One can argue about motives and resulting services. There’s a for-profit race series that drags its carpeted bags into Worcester now, as they’ve done for a few years. This year they elected to expand their event, adding a full marathon and a 5K to their existing half marathon. Knowing the history of this particular promoter, I choose to stay far, far away. But multiple reports from the scene came rolling in, and the picture wasn’t pretty. Six port-a-johns for well over a thousand racers. Complete mayhem at the start. Lack of marshals on the course. Awards delayed, not as advertised, not posted, heck, results not even posted. More than one person whom I’d warned about this event, but had chosen to run it anyway, came back saying, “Well, you told me so.”
It’s easy to point at this and insinuate that the promoter was cutting costs to line his pockets more thickly, and perhaps he was. But that’s a shallow approach that, while it may or may not be true in this case, doesn’t stand the litmus test. There are non-profit races that are poorly executed as well, and which suffer from cost-cutting in order to raise more funds; the pocket lined more deeply in that case is a charity, but we still expect a good product. And there are for-profit races that are well run.
I like to think of a race as pure competition, but the reality is that for most it is not really a race but an event with little competition involved, and the staging of said event is, in the end, a service. (How shall we entertain ourselves this weekend? Shall we go to a concert, or to a road race?) The for-profit promoter is, after all, providing that service. Shouldn’t he or she get paid for that?
One can argue about marketing and value. I cringe at the ads I see in running publications, where running comes in a distant second, third or even fourth, in the priority of what is being billed. Party! Bands! Visit our theme park! Pay to embarrass yourself in our mud pit! Be a rock star! Best schwag! Did anyone remember the fact that it’s a race?
Here it’s pretty accurate to point at the for-profit industry as the pusher of these agendas. Are they sullying the sport? Maybe yes, maybe no. I can’t fathom why people would pay to be chased by zombies, whatever they are, but more amazing to me is that people actually pay to be the zombies. As Don Henley sang in The Last Resort, “…Jesus, people bought ‘em.” Are you more angry at the spammers and telemarketers, or the fact that there are enough people that actually respond to spur them on? Are you more annoyed at bizarrely marketed “races” or the fact that people will pay far too much for a half marathon that claims to be an “excellent value” on a glitzy website?
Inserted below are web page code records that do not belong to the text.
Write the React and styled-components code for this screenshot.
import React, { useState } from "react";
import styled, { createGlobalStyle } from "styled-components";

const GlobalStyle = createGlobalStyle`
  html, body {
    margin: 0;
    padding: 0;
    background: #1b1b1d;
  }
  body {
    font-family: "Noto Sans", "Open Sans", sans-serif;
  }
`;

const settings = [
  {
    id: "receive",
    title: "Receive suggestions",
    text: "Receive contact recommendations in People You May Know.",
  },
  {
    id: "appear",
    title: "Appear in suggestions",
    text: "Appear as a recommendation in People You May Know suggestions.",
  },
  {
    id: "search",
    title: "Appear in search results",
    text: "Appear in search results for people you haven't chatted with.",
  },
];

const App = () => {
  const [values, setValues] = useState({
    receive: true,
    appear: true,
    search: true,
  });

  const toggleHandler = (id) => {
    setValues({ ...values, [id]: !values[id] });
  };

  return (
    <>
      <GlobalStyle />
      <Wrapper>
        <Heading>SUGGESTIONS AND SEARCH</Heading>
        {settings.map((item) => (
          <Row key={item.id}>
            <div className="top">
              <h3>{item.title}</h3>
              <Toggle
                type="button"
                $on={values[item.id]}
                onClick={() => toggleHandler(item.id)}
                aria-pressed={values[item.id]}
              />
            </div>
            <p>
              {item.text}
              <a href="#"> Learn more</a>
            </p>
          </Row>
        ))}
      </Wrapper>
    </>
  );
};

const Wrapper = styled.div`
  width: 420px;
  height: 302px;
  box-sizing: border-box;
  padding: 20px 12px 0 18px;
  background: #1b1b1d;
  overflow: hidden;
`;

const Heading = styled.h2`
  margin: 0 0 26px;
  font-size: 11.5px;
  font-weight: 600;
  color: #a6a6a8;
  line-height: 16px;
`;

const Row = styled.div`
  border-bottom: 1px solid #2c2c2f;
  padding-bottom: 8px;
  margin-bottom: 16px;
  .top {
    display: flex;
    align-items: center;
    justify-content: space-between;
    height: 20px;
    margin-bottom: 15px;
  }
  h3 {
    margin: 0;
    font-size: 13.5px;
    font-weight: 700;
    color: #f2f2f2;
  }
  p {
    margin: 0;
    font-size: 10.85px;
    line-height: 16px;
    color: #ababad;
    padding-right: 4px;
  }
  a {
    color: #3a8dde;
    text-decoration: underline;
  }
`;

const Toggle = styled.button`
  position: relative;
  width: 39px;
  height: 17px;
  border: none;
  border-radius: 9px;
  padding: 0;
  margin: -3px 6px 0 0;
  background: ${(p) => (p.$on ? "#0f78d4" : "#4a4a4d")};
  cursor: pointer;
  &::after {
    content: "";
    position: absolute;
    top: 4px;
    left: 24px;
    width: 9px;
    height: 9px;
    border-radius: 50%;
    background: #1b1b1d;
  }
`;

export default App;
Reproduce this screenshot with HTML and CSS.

So whether a race is run by a non-profit or a profit organization, there’s a wide range in quality of execution and value for the dollar. There are gems and duds in both categories. The appeal of any race is a collection of all attributes, including the organizers’ attitude. Are they in this to stage a great event for runners, or are they in this because it’s a way to make money? Attitude comes through loud and clear to anyone who takes more than a passing glance at these events. But there’s no law on defining the right attitude, and many don’t look deeper than that passing glance.
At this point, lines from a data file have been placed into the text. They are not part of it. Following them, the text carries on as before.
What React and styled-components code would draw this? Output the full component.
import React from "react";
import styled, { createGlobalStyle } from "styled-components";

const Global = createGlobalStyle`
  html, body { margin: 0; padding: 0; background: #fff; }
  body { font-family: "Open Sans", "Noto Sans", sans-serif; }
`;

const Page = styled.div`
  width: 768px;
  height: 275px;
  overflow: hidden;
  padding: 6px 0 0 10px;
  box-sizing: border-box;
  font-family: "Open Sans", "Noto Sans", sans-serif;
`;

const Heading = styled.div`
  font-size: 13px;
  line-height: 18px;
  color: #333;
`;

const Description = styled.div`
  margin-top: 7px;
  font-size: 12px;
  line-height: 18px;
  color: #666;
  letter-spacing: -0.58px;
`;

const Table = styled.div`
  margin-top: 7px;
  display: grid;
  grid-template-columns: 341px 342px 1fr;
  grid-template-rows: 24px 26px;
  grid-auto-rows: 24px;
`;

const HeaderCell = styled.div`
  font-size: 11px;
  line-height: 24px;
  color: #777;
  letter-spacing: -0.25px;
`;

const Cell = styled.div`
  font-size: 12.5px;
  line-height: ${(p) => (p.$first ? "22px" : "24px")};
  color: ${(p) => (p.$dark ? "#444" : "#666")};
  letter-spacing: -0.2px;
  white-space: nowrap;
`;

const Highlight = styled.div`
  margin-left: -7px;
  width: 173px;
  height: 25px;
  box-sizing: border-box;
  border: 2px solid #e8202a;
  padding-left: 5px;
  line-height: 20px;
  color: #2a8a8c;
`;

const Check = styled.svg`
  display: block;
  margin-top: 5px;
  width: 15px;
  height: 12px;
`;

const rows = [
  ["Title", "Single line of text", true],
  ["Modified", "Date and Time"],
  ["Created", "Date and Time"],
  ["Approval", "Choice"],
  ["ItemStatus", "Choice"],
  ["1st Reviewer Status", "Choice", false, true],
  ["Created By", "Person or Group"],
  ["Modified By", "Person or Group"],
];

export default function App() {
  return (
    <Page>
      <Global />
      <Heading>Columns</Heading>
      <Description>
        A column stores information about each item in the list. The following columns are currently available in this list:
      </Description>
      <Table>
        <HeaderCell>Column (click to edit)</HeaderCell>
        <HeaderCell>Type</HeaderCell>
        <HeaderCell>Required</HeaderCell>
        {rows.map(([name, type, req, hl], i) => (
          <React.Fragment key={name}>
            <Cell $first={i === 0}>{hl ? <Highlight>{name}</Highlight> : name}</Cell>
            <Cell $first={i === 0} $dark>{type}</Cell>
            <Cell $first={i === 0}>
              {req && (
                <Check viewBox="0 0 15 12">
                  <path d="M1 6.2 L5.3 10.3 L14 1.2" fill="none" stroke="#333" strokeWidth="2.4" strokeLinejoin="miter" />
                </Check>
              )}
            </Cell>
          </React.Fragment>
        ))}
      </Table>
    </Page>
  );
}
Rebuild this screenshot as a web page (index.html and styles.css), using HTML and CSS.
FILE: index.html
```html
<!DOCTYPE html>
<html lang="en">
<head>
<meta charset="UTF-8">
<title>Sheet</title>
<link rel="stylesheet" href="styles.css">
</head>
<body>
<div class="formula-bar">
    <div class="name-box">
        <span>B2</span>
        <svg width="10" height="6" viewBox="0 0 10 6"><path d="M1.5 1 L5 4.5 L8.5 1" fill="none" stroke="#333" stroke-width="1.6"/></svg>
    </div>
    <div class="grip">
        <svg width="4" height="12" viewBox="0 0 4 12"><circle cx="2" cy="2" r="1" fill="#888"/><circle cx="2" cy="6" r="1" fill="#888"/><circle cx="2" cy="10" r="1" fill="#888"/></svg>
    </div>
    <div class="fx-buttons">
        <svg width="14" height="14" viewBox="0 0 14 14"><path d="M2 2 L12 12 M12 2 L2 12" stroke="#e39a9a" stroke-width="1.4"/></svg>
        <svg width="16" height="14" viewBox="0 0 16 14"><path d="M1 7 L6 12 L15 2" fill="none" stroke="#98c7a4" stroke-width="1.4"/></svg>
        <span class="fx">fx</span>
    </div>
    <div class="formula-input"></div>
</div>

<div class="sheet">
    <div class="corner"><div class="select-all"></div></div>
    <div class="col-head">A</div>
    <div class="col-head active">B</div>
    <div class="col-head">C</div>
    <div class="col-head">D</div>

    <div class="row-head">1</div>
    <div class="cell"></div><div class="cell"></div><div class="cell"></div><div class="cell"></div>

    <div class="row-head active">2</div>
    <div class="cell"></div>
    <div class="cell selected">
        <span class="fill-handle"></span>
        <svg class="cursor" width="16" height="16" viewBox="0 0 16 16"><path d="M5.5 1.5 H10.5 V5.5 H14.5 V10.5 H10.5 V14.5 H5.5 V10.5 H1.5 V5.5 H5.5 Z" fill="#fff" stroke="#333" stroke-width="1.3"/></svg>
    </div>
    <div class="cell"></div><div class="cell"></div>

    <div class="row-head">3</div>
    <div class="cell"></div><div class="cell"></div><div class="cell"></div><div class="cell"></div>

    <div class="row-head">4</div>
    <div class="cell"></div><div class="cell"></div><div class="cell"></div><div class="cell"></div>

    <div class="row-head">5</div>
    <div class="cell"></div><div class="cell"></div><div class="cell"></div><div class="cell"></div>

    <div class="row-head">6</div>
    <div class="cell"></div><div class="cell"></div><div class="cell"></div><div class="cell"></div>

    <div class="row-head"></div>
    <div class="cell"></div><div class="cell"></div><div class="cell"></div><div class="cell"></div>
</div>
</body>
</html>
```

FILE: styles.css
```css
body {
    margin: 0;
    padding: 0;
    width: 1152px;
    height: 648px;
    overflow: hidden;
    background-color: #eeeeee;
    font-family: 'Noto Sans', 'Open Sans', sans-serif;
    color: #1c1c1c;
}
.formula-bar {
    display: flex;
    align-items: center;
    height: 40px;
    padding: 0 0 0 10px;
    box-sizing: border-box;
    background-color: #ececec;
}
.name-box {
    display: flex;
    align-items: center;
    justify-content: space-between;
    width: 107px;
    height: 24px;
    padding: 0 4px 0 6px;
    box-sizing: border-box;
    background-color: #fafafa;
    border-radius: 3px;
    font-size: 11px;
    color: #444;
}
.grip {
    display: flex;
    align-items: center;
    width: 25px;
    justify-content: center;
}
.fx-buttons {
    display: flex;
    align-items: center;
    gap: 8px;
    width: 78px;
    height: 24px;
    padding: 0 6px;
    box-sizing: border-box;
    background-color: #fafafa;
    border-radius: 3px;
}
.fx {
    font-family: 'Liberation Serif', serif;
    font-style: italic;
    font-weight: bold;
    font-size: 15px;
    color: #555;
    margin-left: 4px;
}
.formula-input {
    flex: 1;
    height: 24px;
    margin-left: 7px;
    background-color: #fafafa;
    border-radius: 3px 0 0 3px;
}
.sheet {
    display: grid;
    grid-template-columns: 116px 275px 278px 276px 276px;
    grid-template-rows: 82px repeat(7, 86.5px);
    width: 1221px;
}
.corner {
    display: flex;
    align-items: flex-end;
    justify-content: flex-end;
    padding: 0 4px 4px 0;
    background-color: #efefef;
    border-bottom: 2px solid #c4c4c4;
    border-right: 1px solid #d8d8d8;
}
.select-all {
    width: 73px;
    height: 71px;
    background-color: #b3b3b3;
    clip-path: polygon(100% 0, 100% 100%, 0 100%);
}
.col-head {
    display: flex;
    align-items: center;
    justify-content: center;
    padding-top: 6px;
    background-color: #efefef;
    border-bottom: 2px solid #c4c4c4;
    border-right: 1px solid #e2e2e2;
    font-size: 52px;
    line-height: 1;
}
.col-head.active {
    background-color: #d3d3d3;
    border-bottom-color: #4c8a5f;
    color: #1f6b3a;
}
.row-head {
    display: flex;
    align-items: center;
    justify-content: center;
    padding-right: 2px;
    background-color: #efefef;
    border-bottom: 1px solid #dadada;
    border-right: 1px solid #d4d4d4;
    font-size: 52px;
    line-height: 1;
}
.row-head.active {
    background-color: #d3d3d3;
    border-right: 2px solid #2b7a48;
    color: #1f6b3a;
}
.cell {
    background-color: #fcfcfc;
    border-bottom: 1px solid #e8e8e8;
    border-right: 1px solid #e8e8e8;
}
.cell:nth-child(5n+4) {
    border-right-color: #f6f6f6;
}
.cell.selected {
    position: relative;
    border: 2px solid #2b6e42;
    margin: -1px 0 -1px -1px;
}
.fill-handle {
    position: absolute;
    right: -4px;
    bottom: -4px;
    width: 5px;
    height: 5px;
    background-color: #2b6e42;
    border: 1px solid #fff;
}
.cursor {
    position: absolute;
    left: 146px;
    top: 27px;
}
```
But there is an ethical issue of for-profit ventures drawing lifeblood from non-profit resources. No race survives without the contribution of many, including both race volunteers and the general public which allows it to happen. I’ve yet to see any race, non-profit or profit, where every staffer is a paid employee. No, they’re volunteers, recruited to donate their time and efforts for “The Cause”. The Cause might be just that they want to help provide a race for the runners. The Cause might be that the for-profit race does donate to a charity they like. The Cause might just be because they enjoy the activity. But think about it: they’re working for free so that someone can walk away with profit in their pocket. There are words that describe such an employer-employee relationship, and wars have been fought over them. Perhaps that’s a stretch, but it’s something to think about.
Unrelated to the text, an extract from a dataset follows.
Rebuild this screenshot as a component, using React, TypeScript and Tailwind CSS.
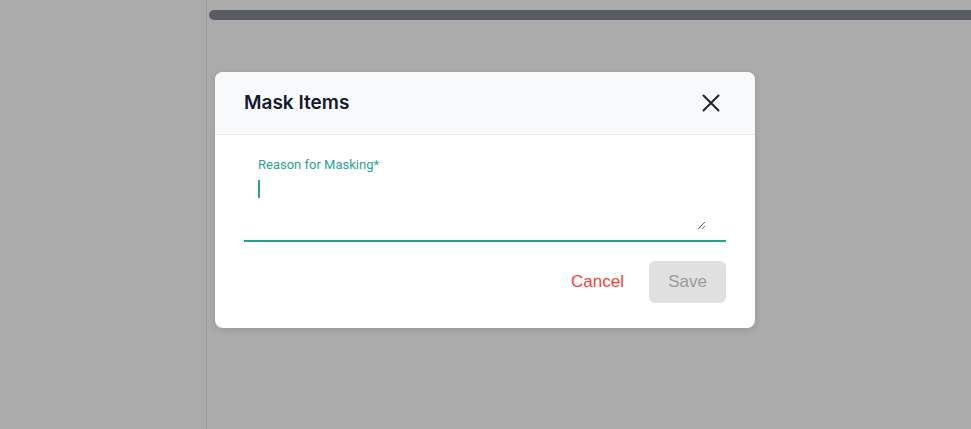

And then there is the issue of the general public’s willingness to allow these events to happen. Rare is the race held entirely off-road on private land. Most use public streets and therefore by definition disrupt public activities. The public allows this to happen on the expectation that this is a public event for public good. The public might take a dim view knowing that their inconvenience was caused by someone’s money-making enterprise.
I am reminded of two relevant tidbits. The first is the appearance in this area several years ago of drop boxes from a firm that collects and remarkets used books. The firm has an interesting business model: their service is the remarketing, and they “buy” the books by paying non-profit groups to host their drop boxes. So non-profits benefit, books are recycled, and people have a source for both disposal of and purchase of such books. All good. Except that they weren’t too clear at first about the fact that they’re a for-profit company. Make that less than totally transparent, and the drop boxes that use the word “donate” leave people feeling duped. Make that known, show the value in what you do, and all is well, though the word “donate” still seems a little misused.
The second is a political cartoon from the 1992 Presidential election, when Ross Perot made a go of it. Sadly, I can’t find an image of this classic doodle (apparently even Google can be foiled) but it showed a man walking away from a mailbox apparently having just mailed a political donation to Mr. Perot (this being the days before online fundraising), looking somewhat regretful, with the caption along the lines of how he just realized that he’d sent money to a billionaire.
And so it goes in the road racing world. What are you supporting? To whom are you sending your money? Where is it going? What is their motivation? What is the quality of the product you get in return?
As for me, I make exceptions, but make a solid effort to target club-run events. Support your sport, hang with the people who love running in and of itself without glitter and glitz, and you’ll save a heap of cash in the process.
As in the rest of life, caveat emptor.